Winner of the Theodore Saloutos Memorial Book Award Winner of the Association for Asian American Studies Book Award for History A Times Literary Supplement Book of the Year A Saveur “Essential Food Books That Define New York City” Selection In the final years of the nineteenth century, small groups of Muslim peddlers arrived at Ellis Island every summer, bags heavy with embroidered silks from their home villages in Bengal. The American demand for “Oriental goods” took these migrants on a curious path, from New Jersey’s beach boardwalks into the heart of the segregated South. Two decades later, hundreds of Indian Muslim seamen began jumping ship in New York and Baltimore, escaping the engine rooms of British steamers to find less brutal work onshore. As factory owners sought their labor and anti-Asian immigration laws closed in around them, these men built clandestine networks that stretched from the northeastern waterfront across the industrial Midwest. The stories of these early working-class migrants vividly contrast with our typical understanding of immigration. Vivek Bald’s meticulous reconstruction reveals a lost history of South Asian sojourning and life-making in the United States.
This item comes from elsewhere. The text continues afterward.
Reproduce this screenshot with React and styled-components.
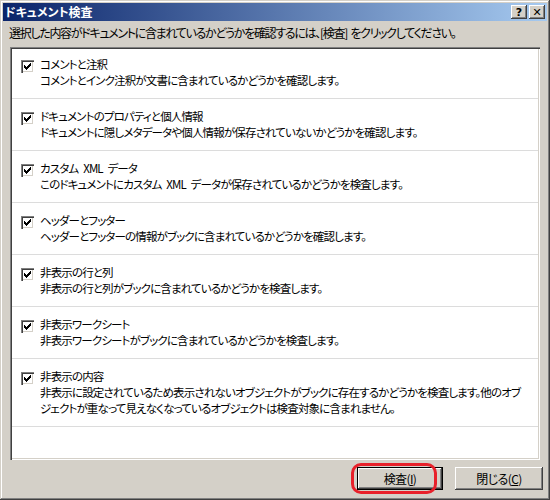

At a time when Asian immigrants were vilified and criminalized, Bengali Muslims quietly became part of some of America’s most iconic neighborhoods of color, from Tremé in New Orleans to Detroit’s Black Bottom, from West Baltimore to Harlem. Many started families with Creole, Puerto Rican, and African American women. As steel and auto workers in the Midwest, as traders in the South, and as halal hot dog vendors on 125th Street, these immigrants created lives as remarkable as they are unknown. Their stories of ingenuity and intermixture challenge assumptions about assimilation and reveal cross-racial affinities beneath the surface of early twentieth-century America.